O bom Deus parece haver soprado em nossos corações a beleza ética e humaníssima que há na Declaração Universal dos Direitos Humanos, inspirada na Declaração dos Direitos do Homem e do Cidadão, filha da revolução Francesa, de 1789, por sua vez, em alguma medida inspirada na Declaração da Independência dos Estados Unidos da América, de 1776.
Se um outro nome do bom Deus é o direito natural, bem-vindo seja, vez que essa teoria fundamenta o Direito no bom senso (sabedoria provinda da experiência pensada, e razoabilidade), na racionalidade (fatos e razões e adequação entre meios e fins), na equidade (adequação e aplicação de critérios de Justiça), na igualdade (todos nascemos e somos iguais diante da lei e em direitos), na justiça e no pragmatismo (nesse caso, considerar também – e não apenas – os desdobramentos práticos de uma ideia).

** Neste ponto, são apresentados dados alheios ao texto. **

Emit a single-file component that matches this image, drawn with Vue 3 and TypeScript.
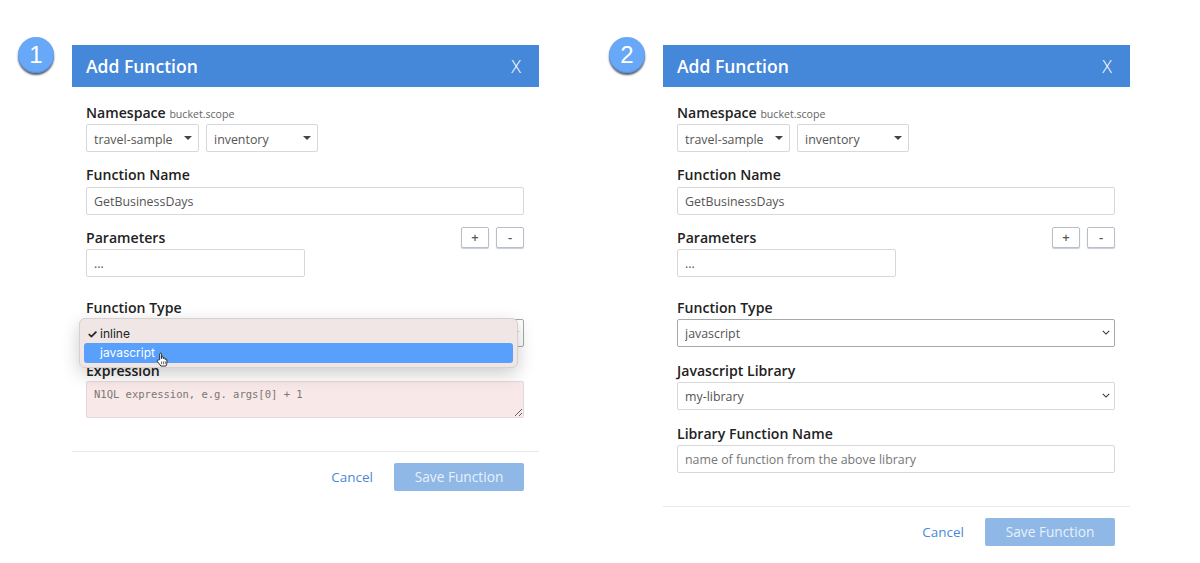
<script setup lang="ts">
const one: string = '1'
const two: string = '2'
</script>

<template>
  <div class="page">
    <section class="step">
      <div class="badge">{{ one }}</div>
      <div class="dialog">
        <header class="head"><h2>Add Function</h2><span class="close">X</span></header>
        <div class="body">
          <div class="field ns">
            <label>Namespace <small>bucket.scope</small></label>
            <div class="row">
              <div class="pick"><select><option>travel-sample</option></select><svg viewBox="0 0 10 5"><path d="M0 0h10L5 5z" /></svg></div>
              <div class="pick"><select><option>inventory</option></select><svg viewBox="0 0 10 5"><path d="M0 0h10L5 5z" /></svg></div>
            </div>
          </div>
          <div class="field">
            <label>Function Name</label>
            <input value="GetBusinessDays" />
          </div>
          <div class="field params">
            <div class="tools"><button>+</button><button>-</button></div>
            <label>Parameters</label>
            <input class="short" value="..." />
          </div>
          <div class="field type">
            <label>Function Type</label>
            <div class="long focus">
              <select><option>inline</option></select>
              <svg viewBox="0 0 10 6"><path d="M1 1l4 4 4-4" /></svg>
            </div>
            <div class="menu">
              <div class="opt"><span class="check">✓</span>inline</div>
              <div class="opt on">javascript</div>
              <svg class="hand" viewBox="0 0 14 17">
                <path d="M4 8V2.2c0-1.5 2-1.5 2 0V7l.1-1.2c.2-1.2 1.8-1.1 1.9.1V7c.2-1 1.8-1 1.9.2V8c.2-.9 1.7-.8 1.8.3v3.4c0 1.5-.5 2.3-1 3.3H5.300C4.300 13.600 3 12 1.500 10.300.6 9 2.100 7.700 3.200 8.700z" />
                <path class="lines" d="M6 10v3M8 10v3M10 10v3" />
              </svg>
            </div>
          </div>
          <div class="field expr">
            <label>Expression</label>
            <textarea placeholder="N1QL expression, e.g. args[0] + 1"></textarea>
          </div>
        </div>
        <footer class="foot">
          <a class="cancel">Cancel</a><button class="save">Save Function</button>
        </footer>
      </div>
    </section>

    <section class="step">
      <div class="badge">{{ two }}</div>
      <div class="dialog">
        <header class="head"><h2>Add Function</h2><span class="close">X</span></header>
        <div class="body">
          <div class="field ns">
            <label>Namespace <small>bucket.scope</small></label>
            <div class="row">
              <div class="pick"><select><option>travel-sample</option></select><svg viewBox="0 0 10 5"><path d="M0 0h10L5 5z" /></svg></div>
              <div class="pick"><select><option>inventory</option></select><svg viewBox="0 0 10 5"><path d="M0 0h10L5 5z" /></svg></div>
            </div>
          </div>
          <div class="field">
            <label>Function Name</label>
            <input value="GetBusinessDays" />
          </div>
          <div class="field params">
            <div class="tools"><button>+</button><button>-</button></div>
            <label>Parameters</label>
            <input class="short" value="..." />
          </div>
          <div class="field type">
            <label>Function Type</label>
            <div class="long focus">
              <select><option>javascript</option></select>
              <svg viewBox="0 0 10 6"><path d="M1 1l4 4 4-4" /></svg>
            </div>
          </div>
          <div class="field lib">
            <label>Javascript Library</label>
            <div class="long">
              <select><option>my-library</option></select>
              <svg viewBox="0 0 10 6"><path d="M1 1l4 4 4-4" /></svg>
            </div>
          </div>
          <div class="field lib">
            <label>Library Function Name</label>
            <input placeholder="name of function from the above library" />
          </div>
        </div>
        <footer class="foot">
          <a class="cancel">Cancel</a><button class="save">Save Function</button>
        </footer>
      </div>
    </section>
  </div>
</template>

<style>
html, body { background: #fff; }
</style>

<style scoped>
.page {
  display: flex;
  gap: 124px;
  padding: 45px 0 0 72px;
  height: 518px;
  overflow: hidden;
  font-family: "Open Sans", sans-serif;
  color: #555;
}
.step { position: relative; width: 467px; }
.badge {
  position: absolute;
  left: -54px;
  top: -8px;
  width: 36px;
  height: 36px;
  border-radius: 50%;
  background: #68a8f8;
  box-shadow: 0 2px 2px #555e6b, inset 0 -1px 1px #5590d8;
  color: #fff;
  font: 24px/35px "Liberation Sans", sans-serif;
  text-align: center;
}
.head {
  height: 42px;
  background: #4587d8;
  color: #fff;
  display: flex;
  align-items: center;
  justify-content: space-between;
  padding: 0 18px 0 14px;
}
.head h2 { margin: 0; font-size: 17.500px; font-weight: 600; }
.close { font-size: 18px; font-weight: 300; }
.body { padding: 16px 15px 0 14px; }
.field { position: relative; margin-top: 13px; }
.field:first-child { margin-top: 0; }
label {
  display: block;
  height: 20px;
  line-height: 20px;
  margin-bottom: 2px;
  font-size: 14.100px;
  font-weight: 600;
  color: #222;
}
small { font-size: 10.600px; font-weight: 400; color: #666; }
.ns label, .params label, .type label, .lib label { margin-bottom: 1px; }
.type { margin-top: 21px; }
.lib, .expr { margin-top: 14px; }
.expr label { margin: 0; }
.row { display: flex; gap: 7px; }
.pick { position: relative; width: 113px; }
.pick + .pick { width: 112px; }
.pick select { padding-top: 2px; }
.pick svg { position: absolute; right: 7px; top: 12px; width: 8px; height: 4px; fill: #444; }
select, input {
  display: block;
  box-sizing: border-box;
  width: 100%;
  height: 28px;
  margin: 0;
  padding: 0 7px;
  border: 1px solid #d8d8d8;
  border-radius: 2px;
  background: #fff;
  font: 12.400px "Open Sans", sans-serif;
  color: #555;
  appearance: none;
  outline: none;
}
input::placeholder { color: #777; opacity: 1; }
.short { width: 219px; }
.long { position: relative; }
.long svg {
  position: absolute;
  right: 5px;
  top: 11px;
  width: 8px;
  height: 5px;
  fill: none;
  stroke: #333;
  stroke-width: 1.300;
}
.focus select { border-color: #a8a8a8; }
.tools {
  position: absolute;
  top: -1px;
  right: 0;
  display: flex;
  gap: 7px;
}
.tools button {
  box-sizing: border-box;
  width: 28px;
  height: 21px;
  padding: 0;
  border: 1px solid #b8bfc8;
  border-radius: 2px;
  background: #fff;
  box-shadow: 0 1px 1px #c8cdd4;
  font: 600 13px/17px "Open Sans", sans-serif;
  color: #555;
}
.menu {
  position: absolute;
  left: -7px;
  top: 20px;
  box-sizing: border-box;
  width: 439px;
  height: 50px;
  padding: 4px;
  border: 1px solid #d6d0cf;
  border-radius: 6px;
  background: #efe6e5;
  box-shadow: 0 6px 18px rgba(0, 0, 0, 0.2);
  font: 12px/20px Inter, "Liberation Sans", sans-serif;
  color: #222;
  z-index: 2;
}
.opt { position: relative; height: 20px; padding-left: 16px; line-height: 21px; }
.check { position: absolute; left: 3px; font-size: 12px; font-weight: 700; }
.opt.on { background: #58a0fc; color: #fff; border-radius: 3px; line-height: 20px; }
.hand {
  position: absolute;
  left: 76px;
  top: 33px;
  width: 13px;
  height: 16px;
  fill: #fff;
  stroke: #222;
  stroke-width: 1;
}
.hand .lines { fill: none; stroke-width: 0.7; }
textarea {
  display: block;
  box-sizing: border-box;
  width: 100%;
  height: 37px;
  margin: 0;
  padding: 6px 7px;
  border: 1px solid #e4d8d8;
  border-radius: 2px;
  background: #f9e8e8;
  font: 10.500px "DejaVu Sans Mono", monospace;
  outline: none;
}
textarea::placeholder { color: #777; opacity: 1; }
.foot {
  display: flex;
  justify-content: flex-end;
  align-items: center;
  gap: 21px;
  margin-top: 33px;
  padding: 11px 15px 0 0;
  border-top: 1px solid #e8e8e8;
}
.cancel { font-size: 13.500px; color: #4a88d8; }
.save {
  width: 130px;
  height: 28px;
  padding: 0 0 1px;
  border: 0;
  border-radius: 2px;
  background: #8fb8e6;
  color: #e8f0fa;
  font: 13.700px "Open Sans", sans-serif;
}
</style>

Postula-se que tais princípios são bens humanos evidentes em si mesmos. Direitos naturais são princípios universais fundamentais de proteção à pessoa humana, originários da própria natureza social da condição humana: o direito à vida, à liberdade, à dignidade, à justiça, à propriedade (inclusive do próprio corpo. Logo, a escravidão, a tortura e os maus tratos são atos de desumanização). As mais de cem nações que subscreveram a Declaração Universal dos Direitos Humanos proclamaram que essas verdades são autoevidentes.
Epílogo
De repente não nos demos conta de que Brasil é o signo de uma Nação, como tal, uma comunidade ou unidade dos comuns; não nos demos conta de que o Brasil somos nós, um NÓS formado de diferentes, ainda tão desiguais, nossas ideias, diferentes, também diferentes, nossos valores. Contudo, somos um “NÓS”, uma comunidade de iguais em DIREITOS e DEVERES. Não nos demos conta de que o sentido ou significado real do enunciado “acima de nós” outra coisa não é senão a tentativa em atos de imposição de um poder acima de nós, isto é, acima e contra a lei, acima da civilidade, apesar da sociedade. Não nos demos conta de que o presumido “Deus acima de todos” não passava de um desgraçado mito com ares de deus todo-poderoso dos desgraçados, um ocupante do poder de Estado colocando-se tiranicamente acima da sociedade, da Nação, dos Poderes constituídos, do Estado Democrático de Direito. Não se percebeu que o lema do “acima … acima” encerrava, difuso e insinuado, o elogio da autocracia, o elogio da tirania, o elogio da violência, o elogio da intolerância, o louvor aos ódios, o ódio aos Direitos Humanos, o ódio à ética humanista dos Direitos Humanos.
Você teria um outro entendimento para ajudar-nos a decifrar o plano assassino do “punhal verde-amarelo”, urdido em nome da pátria, da família e da liberdade?